*Available data*.

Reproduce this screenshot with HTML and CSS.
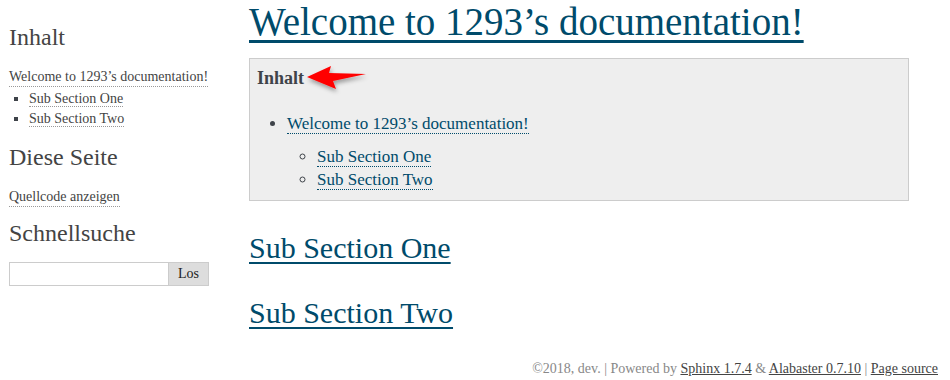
FILE: index.html
```html
<!DOCTYPE html>
<html lang="de">
<head>
<meta charset="utf-8">
<title>Welcome to 1293’s documentation!</title>
<link rel="stylesheet" href="styles.css">
</head>
<body>
<div class="page">
  <aside class="sidebar">
    <h3 class="side-title first">Inhalt</h3>
    <a class="side-link" href="#">Welcome to 1293’s documentation!</a>
    <ul class="side-list">
      <li><a class="side-link" href="#">Sub Section One</a></li>
      <li><a class="side-link" href="#">Sub Section Two</a></li>
    </ul>
    <h3 class="side-title">Diese Seite</h3>
    <a class="side-link" href="#">Quellcode anzeigen</a>
    <h3 class="side-title search-title">Schnellsuche</h3>
    <form class="search">
      <input class="search-input" type="text">
      <button class="search-btn" type="button">Los</button>
    </form>
  </aside>
  <main class="main">
    <h1 class="title"><a href="#">Welcome to 1293’s documentation!</a></h1>
    <div class="toc">
      <p class="toc-title">Inhalt</p>
      <svg class="arrow" width="72" height="34" viewBox="0 0 72 34">
        <defs>
          <filter id="sh" x="-20%" y="-40%" width="150%" height="190%">
            <feDropShadow dx="1" dy="3" stdDeviation="2" flood-color="#000" flood-opacity="0.35"/>
          </filter>
        </defs>
        <polygon filter="url(#sh)" fill="#ff0000" points="3,15 27,4 25,11 62,12 29,19 32,27"/>
      </svg>
      <ul class="toc-list">
        <li><a href="#">Welcome to 1293’s documentation!</a>
          <ul class="toc-sub">
            <li><a href="#">Sub Section One</a></li>
            <li><a href="#">Sub Section Two</a></li>
          </ul>
        </li>
      </ul>
    </div>
    <h2 class="section first-sec"><a href="#">Sub Section One</a></h2>
    <h2 class="section"><a href="#">Sub Section Two</a></h2>
  </main>
</div>
<footer class="footer">©2018, dev. | Powered by <a href="#">Sphinx 1.7.4</a> &amp; <a href="#">Alabaster 0.7.10</a> | <a href="#">Page source</a></footer>
</body>
</html>
```
FILE: styles.css
```css
html, body {
  margin: 0;
  padding: 0;
  background: #fff;
}
body {
  font-family: "Liberation Serif", "Times New Roman", serif;
  color: #3e4349;
  width: 950px;
  height: 380px;
  overflow: hidden;
}
.page {
  display: flex;
  align-items: flex-start;
}
.sidebar {
  width: 200px;
  padding-left: 9px;
  flex: none;
}
.side-title {
  font-size: 24px;
  font-weight: normal;
  line-height: 28px;
  color: #444;
  margin: 14px 0 16px;
}
.side-title.first {
  margin-top: 23px;
  margin-bottom: 16px;
}
.side-title.search-title {
  margin-top: 12px;
  margin-bottom: 15px;
}
.side-link {
  font-size: 14px;
  line-height: 20px;
  color: #444;
  text-decoration: none;
  border-bottom: 1px dotted #999;
}
.sidebar > .side-link {
  display: inline-block;
  line-height: 19px;
}
.side-list {
  list-style: square;
  margin: 2px 0 0;
  padding-left: 20px;
  font-size: 14px;
  line-height: 20px;
}
.search {
  display: flex;
  width: 200px;
  height: 24px;
}
.search-input {
  box-sizing: border-box;
  width: 160px;
  height: 24px;
  border: 1px solid #ccc;
  margin: 0;
  padding: 0 4px;
  font-family: inherit;
}
.search-btn {
  box-sizing: border-box;
  width: 40px;
  height: 24px;
  margin: 0;
  border: 1px solid #ccc;
  border-left: none;
  background: #ddd;
  font-family: "Liberation Serif", serif;
  font-size: 14px;
  color: #222;
  padding: 0;
}
.main {
  margin-left: 40px;
  width: 660px;
}
.title {
  font-size: 39px;
  font-weight: normal;
  line-height: 44px;
  margin: 0 0 14px;
}
.title a {
  color: #004b6b;
  text-decoration: underline;
  text-decoration-thickness: 3px;
  text-underline-offset: 5px;
}
.toc {
  position: relative;
  background: #eee;
  border: 1px solid #ccc;
  padding: 7px 7px 9px;
}
.toc-title {
  font-size: 18px;
  font-weight: bold;
  line-height: 24px;
  margin: 0;
  color: #3e4349;
}
.arrow {
  position: absolute;
  left: 54px;
  top: 3px;
}
.toc-list {
  list-style: disc;
  margin: 22px 0 0;
  padding-left: 30px;
  font-size: 17px;
  line-height: 23px;
}
.toc-sub {
  list-style: circle;
  margin: 10px 0 0;
  padding-left: 30px;
}
.toc a {
  color: #004b6b;
  text-decoration: none;
  border-bottom: 1px dotted #004b6b;
}
.section {
  font-size: 30px;
  font-weight: normal;
  line-height: 36px;
  margin: 29px 0 0;
}
.section a {
  color: #004b6b;
  text-decoration: underline;
  text-decoration-thickness: 2px;
  text-underline-offset: 4px;
}
.footer {
  font-size: 14px;
  line-height: 20px;
  color: #888;
  text-align: right;
  padding-right: 12px;
  margin-top: 28px;
}
.footer a {
  color: #444;
  text-decoration: underline;
}
```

*Problem requirements*. Retype the whole listing exactly and leave the pictures out.

*Solved exercise*.
Reproduce this screenshot with HTML and CSS.
FILE: index.html
```html
<!DOCTYPE html>
<html lang="de">
<head>
<meta charset="utf-8">
<title>Welcome to 1293’s documentation!</title>
<link rel="stylesheet" href="styles.css">
</head>
<body>
<div class="page">
  <aside class="sidebar">
    <h3 class="side-title first">Inhalt</h3>
    <a class="side-link" href="#">Welcome to 1293’s documentation!</a>
    <ul class="side-list">
      <li><a class="side-link" href="#">Sub Section One</a></li>
      <li><a class="side-link" href="#">Sub Section Two</a></li>
    </ul>
    <h3 class="side-title">Diese Seite</h3>
    <a class="side-link" href="#">Quellcode anzeigen</a>
    <h3 class="side-title search-title">Schnellsuche</h3>
    <form class="search">
      <input class="search-input" type="text">
      <button class="search-btn" type="button">Los</button>
    </form>
  </aside>
  <main class="main">
    <h1 class="title"><a href="#">Welcome to 1293’s documentation!</a></h1>
    <div class="toc">
      <p class="toc-title">Inhalt</p>
      <svg class="arrow" width="72" height="34" viewBox="0 0 72 34">
        <defs>
          <filter id="sh" x="-20%" y="-40%" width="150%" height="190%">
            <feDropShadow dx="1" dy="3" stdDeviation="2" flood-color="#000" flood-opacity="0.35"/>
          </filter>
        </defs>
        <polygon filter="url(#sh)" fill="#ff0000" points="3,15 27,4 25,11 62,12 29,19 32,27"/>
      </svg>
      <ul class="toc-list">
        <li><a href="#">Welcome to 1293’s documentation!</a>
          <ul class="toc-sub">
            <li><a href="#">Sub Section One</a></li>
            <li><a href="#">Sub Section Two</a></li>
          </ul>
        </li>
      </ul>
    </div>
    <h2 class="section first-sec"><a href="#">Sub Section One</a></h2>
    <h2 class="section"><a href="#">Sub Section Two</a></h2>
  </main>
</div>
<footer class="footer">©2018, dev. | Powered by <a href="#">Sphinx 1.7.4</a> &amp; <a href="#">Alabaster 0.7.10</a> | <a href="#">Page source</a></footer>
</body>
</html>
```
FILE: styles.css
```css
html, body {
  margin: 0;
  padding: 0;
  background: #fff;
}
body {
  font-family: "Liberation Serif", "Times New Roman", serif;
  color: #3e4349;
  width: 950px;
  height: 380px;
  overflow: hidden;
}
.page {
  display: flex;
  align-items: flex-start;
}
.sidebar {
  width: 200px;
  padding-left: 9px;
  flex: none;
}
.side-title {
  font-size: 24px;
  font-weight: normal;
  line-height: 28px;
  color: #444;
  margin: 14px 0 16px;
}
.side-title.first {
  margin-top: 23px;
  margin-bottom: 16px;
}
.side-title.search-title {
  margin-top: 12px;
  margin-bottom: 15px;
}
.side-link {
  font-size: 14px;
  line-height: 20px;
  color: #444;
  text-decoration: none;
  border-bottom: 1px dotted #999;
}
.sidebar > .side-link {
  display: inline-block;
  line-height: 19px;
}
.side-list {
  list-style: square;
  margin: 2px 0 0;
  padding-left: 20px;
  font-size: 14px;
  line-height: 20px;
}
.search {
  display: flex;
  width: 200px;
  height: 24px;
}
.search-input {
  box-sizing: border-box;
  width: 160px;
  height: 24px;
  border: 1px solid #ccc;
  margin: 0;
  padding: 0 4px;
  font-family: inherit;
}
.search-btn {
  box-sizing: border-box;
  width: 40px;
  height: 24px;
  margin: 0;
  border: 1px solid #ccc;
  border-left: none;
  background: #ddd;
  font-family: "Liberation Serif", serif;
  font-size: 14px;
  color: #222;
  padding: 0;
}
.main {
  margin-left: 40px;
  width: 660px;
}
.title {
  font-size: 39px;
  font-weight: normal;
  line-height: 44px;
  margin: 0 0 14px;
}
.title a {
  color: #004b6b;
  text-decoration: underline;
  text-decoration-thickness: 3px;
  text-underline-offset: 5px;
}
.toc {
  position: relative;
  background: #eee;
  border: 1px solid #ccc;
  padding: 7px 7px 9px;
}
.toc-title {
  font-size: 18px;
  font-weight: bold;
  line-height: 24px;
  margin: 0;
  color: #3e4349;
}
.arrow {
  position: absolute;
  left: 54px;
  top: 3px;
}
.toc-list {
  list-style: disc;
  margin: 22px 0 0;
  padding-left: 30px;
  font-size: 17px;
  line-height: 23px;
}
.toc-sub {
  list-style: circle;
  margin: 10px 0 0;
  padding-left: 30px;
}
.toc a {
  color: #004b6b;
  text-decoration: none;
  border-bottom: 1px dotted #004b6b;
}
.section {
  font-size: 30px;
  font-weight: normal;
  line-height: 36px;
  margin: 29px 0 0;
}
.section a {
  color: #004b6b;
  text-decoration: underline;
  text-decoration-thickness: 2px;
  text-underline-offset: 4px;
}
.footer {
  font-size: 14px;
  line-height: 20px;
  color: #888;
  text-align: right;
  padding-right: 12px;
  margin-top: 28px;
}
.footer a {
  color: #444;
  text-decoration: underline;
}
```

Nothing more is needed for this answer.